How can we, as archaeologists, study these issues through a materiality which was never meant to be used, and in turn, was usually recycled to obtain new and usable goods? Numerous seventeenth century bronze guns are widespread across Europe and overseas. Several were located in shipwrecks (or underwater archaeological contexts) and have been subjected to detailed studies. Moreover, there are pieces showing manufacturing defects on their surface. Guns damages caused by fires were also recorded in wreck-sites. Yet, there are but a few examples of bronze guns with clear signs of being the result of a failed casting. Thus, the studied pieces recovered from the Delta III site are valuable to better understand the gun-founding practice of the time, as data obtained can contribute to discuss the factors involved in the failure castings.

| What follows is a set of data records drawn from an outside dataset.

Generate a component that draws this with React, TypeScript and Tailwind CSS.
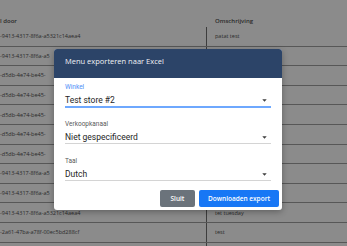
import React from "react";

const rows: [string, string][] = [
  ["-9413-4317-8f6a-a5321c14aea4", "patat test"],
  ["-9413-4317-8f6a-a5", ""],
  ["-d5db-4e74-be45-", ""],
  ["-d5db-4e74-be45-", ""],
  ["-d5db-4e74-be45-", ""],
  ["-d5db-4e74-be45-", ""],
  ["-d5db-4e74-be45-", ""],
  ["-9413-4317-8f6a-a5", ""],
  ["-9413-4317-8f6a-a5", ""],
  ["-9413-4317-8f6a-a5321c14aea4", "tet tuesday"],
  ["-2a61-47ba-a78f-00ec5bd288cf", "test"],
  ["", ""],
];

function Caret() {
  return (
    <svg width="5" height="3" viewBox="0 0 5 3" className="shrink-0">
      <path d="M0.3 0.3 L4.7 0.3 L2.5 2.8 Z" fill="#3f3f3f" />
    </svg>
  );
}

function Field({
  label,
  value,
  focused,
  className,
}: {
  label: string;
  value: string;
  focused?: boolean;
  className?: string;
}) {
  return (
    <div className={"flex flex-col " + (className ?? "")}>
      <div
        className={
          "h-[7px] text-[6.5px] leading-[7px] " +
          (focused ? "text-[#4d8ef7]" : "text-[#5a5a5a]")
        }
      >
        {label}
      </div>
      <div
        className={
          "mt-[3px] flex h-[12px] items-center justify-between pr-[4px] box-content " +
          (focused ? "border-b-2 border-[#6ea8fe]" : "border-b border-[#d4d4d4]")
        }
      >
        <span className="text-[8.5px] leading-[11px] text-[#262626]">{value}</span>
        <Caret />
      </div>
    </div>
  );
}

export default function App() {
  return (
    <div
      className="relative h-[246px] w-[347px] overflow-hidden bg-[#8b8b8b] text-[#2a2a2a]"
      style={{ fontFamily: '"Open Sans", Roboto, sans-serif' }}
    >
      {/* background table */}
      <div className="flex flex-col">
        <div className="flex h-[27px] items-center pt-[14px]">
          <div className="w-[207px] text-[6px] font-semibold leading-[12px]">l door</div>
          <div className="pl-[8px] text-[6px] font-semibold leading-[12px]">Omschrijving</div>
        </div>
        {rows.map(([a, b], i) => (
          <div key={i} className="flex h-[19.6px] border-b border-[#575757]">
            <div className="flex w-[207px] items-center border-r border-[#3d3d3d] text-[5.5px]">
              {a}
            </div>
            <div className="flex items-center pl-[8px] text-[5.5px]">{b}</div>
          </div>
        ))}
      </div>

      {/* modal */}
      <div
        className="absolute left-[54px] top-[49px] flex w-[228px] flex-col overflow-hidden rounded-[3px] bg-white shadow-[0_2px_6px_rgba(0,0,0,0.3)]"
        style={{ fontFamily: "Roboto, sans-serif" }}
      >
        <div
          className="h-[29px] bg-[#2c4468] px-[11px] pt-[8px] text-[7.5px] leading-[9px] text-[#f0f2f5]"
          style={{ fontFamily: '"Open Sans", sans-serif' }}
        >
          Menu exporteren naar Excel
        </div>
        <div className="flex flex-col px-[11px] pt-[6px]">
          <Field className="h-[37px]" label="Winkel" value="Test store #2" focused />
          <Field className="h-[37px]" label="Verkoopkanaal" value="Niet gespecificeerd" />
          <Field label="Taal" value="Dutch" />
        </div>
        <div
          className="flex justify-end gap-[4px] pr-[3px] pt-[9px] pb-[3px]"
          style={{ fontFamily: '"Open Sans", sans-serif' }}
        >
          <button className="h-[17px] w-[35px] rounded-[2px] bg-[#6b737b] text-[6.5px] font-semibold text-white">
            Sluit
          </button>
          <button className="h-[17px] w-[80px] rounded-[2px] bg-[#1877f5] text-[6.5px] font-semibold text-white">
            Downloaden export
          </button>
        </div>
      </div>
    </div>
  );
}
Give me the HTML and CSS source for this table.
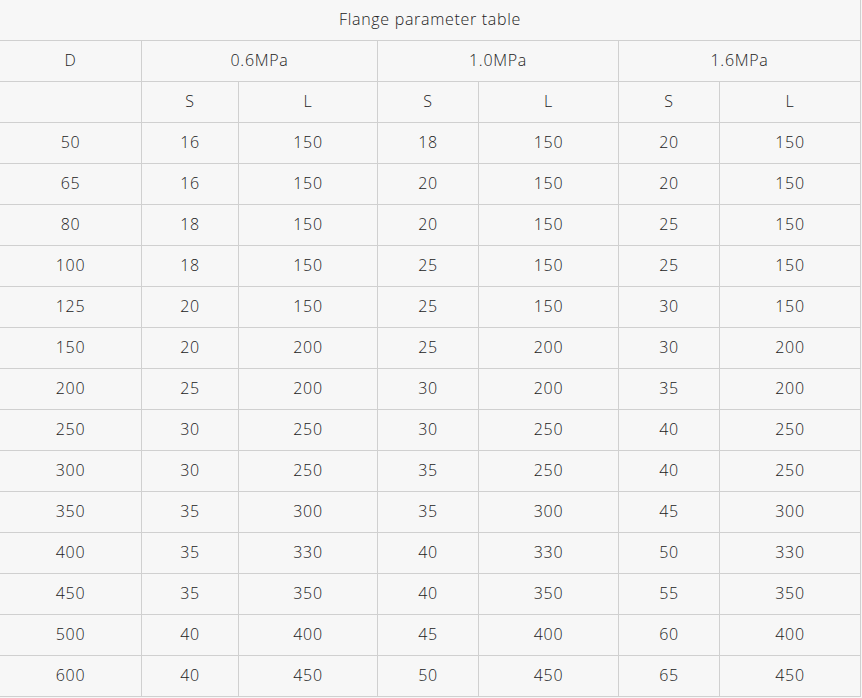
FILE: index.html
```html
<!DOCTYPE html>
<html>
<head>
<meta charset="utf-8">
<link rel="stylesheet" href="styles.css">
</head>
<body>
<div class="tbl">
  <div class="c title">Flange parameter table</div>
  <div class="c">D</div>
  <div class="c span2">0.6MPa</div>
  <div class="c span2">1.0MPa</div>
  <div class="c span2">1.6MPa</div>
  <div class="c"></div>
  <div class="c">S</div><div class="c">L</div>
  <div class="c">S</div><div class="c">L</div>
  <div class="c">S</div><div class="c">L</div>

  <div class="c">50</div><div class="c">16</div><div class="c">150</div><div class="c">18</div><div class="c">150</div><div class="c">20</div><div class="c">150</div>
  <div class="c">65</div><div class="c">16</div><div class="c">150</div><div class="c">20</div><div class="c">150</div><div class="c">20</div><div class="c">150</div>
  <div class="c">80</div><div class="c">18</div><div class="c">150</div><div class="c">20</div><div class="c">150</div><div class="c">25</div><div class="c">150</div>
  <div class="c">100</div><div class="c">18</div><div class="c">150</div><div class="c">25</div><div class="c">150</div><div class="c">25</div><div class="c">150</div>
  <div class="c">125</div><div class="c">20</div><div class="c">150</div><div class="c">25</div><div class="c">150</div><div class="c">30</div><div class="c">150</div>
  <div class="c">150</div><div class="c">20</div><div class="c">200</div><div class="c">25</div><div class="c">200</div><div class="c">30</div><div class="c">200</div>
  <div class="c">200</div><div class="c">25</div><div class="c">200</div><div class="c">30</div><div class="c">200</div><div class="c">35</div><div class="c">200</div>
  <div class="c">250</div><div class="c">30</div><div class="c">250</div><div class="c">30</div><div class="c">250</div><div class="c">40</div><div class="c">250</div>
  <div class="c">300</div><div class="c">30</div><div class="c">250</div><div class="c">35</div><div class="c">250</div><div class="c">40</div><div class="c">250</div>
  <div class="c">350</div><div class="c">35</div><div class="c">300</div><div class="c">35</div><div class="c">300</div><div class="c">45</div><div class="c">300</div>
  <div class="c">400</div><div class="c">35</div><div class="c">330</div><div class="c">40</div><div class="c">330</div><div class="c">50</div><div class="c">330</div>
  <div class="c">450</div><div class="c">35</div><div class="c">350</div><div class="c">40</div><div class="c">350</div><div class="c">55</div><div class="c">350</div>
  <div class="c">500</div><div class="c">40</div><div class="c">400</div><div class="c">45</div><div class="c">400</div><div class="c">60</div><div class="c">400</div>
  <div class="c">600</div><div class="c">40</div><div class="c">450</div><div class="c">50</div><div class="c">450</div><div class="c">65</div><div class="c">450</div>
</div>
</body>
</html>
```
FILE: styles.css
```css
html, body {
  margin: 0;
  padding: 0;
  background: #f7f7f7;
}
.tbl {
  display: grid;
  grid-template-columns: 141px 96px 138px 100px 139px 100px 140px;
  grid-auto-rows: 40px;
  gap: 1px;
  width: 860px;
  padding: 0 1px 1px 0;
  background: #d0d0d0;
  font-family: "Open Sans", sans-serif;
  font-weight: 300;
  font-size: 16px;
  letter-spacing: 0.7px;
  color: #222;
}
.c {
  background: #f7f7f7;
  display: flex;
  align-items: center;
  justify-content: center;
  padding-bottom: 2px;
  box-sizing: border-box;
}
.title {
  grid-column: 1 / -1;
}
.span2 {
  grid-column: span 2;
}
```
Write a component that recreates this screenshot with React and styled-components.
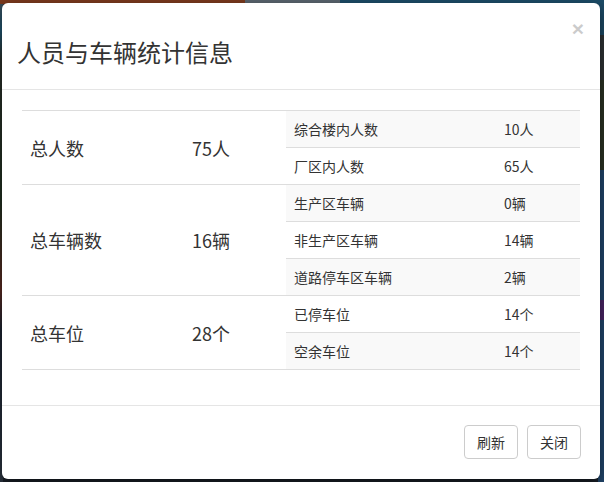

Both macroscopic and microstructural evidence (Fig. 2) will allow to determine whether defects on these unserviceable products are associated with the use of a low-quality or non-uniform clay in mould making, incomplete drying or baking of the mould, deficient reinforcement of the mould, narrow or small vents, poor-heating of the furnace, unsuitable managing of fusion times, inadequate alloy composition, insufficient charging material, poorly controlled pouring of the molten metal, or uneven or uncontrolled cooling, among other factors.


Figure 2. Photo-micrographs of polished unetched sample no. 835.1 (an amorphous bronze mass attached to a gun’s barrel fragment): (a) as-cast bronze microstructure with some gas porosity and inclusions; (b) globular lead and sulphur impurities (light grey) located at grain boundaries, and silicon particles (dark grey) scattered through the microstructure, probably linked to mould’s material.


In sum, this work will shed light on the poorly known but common faults that lied on the way to master a practice that largely relied on the founders’ knowledge, skills, and practice.


References

Smith, C.S. & Gnuci, M.T. (1990). The Pirotechnia of Vannoccio Biringuccio: The Classic Sixteenth-Century Treatise on Metals and Metallurgy. New York: Dover Publications, Inc.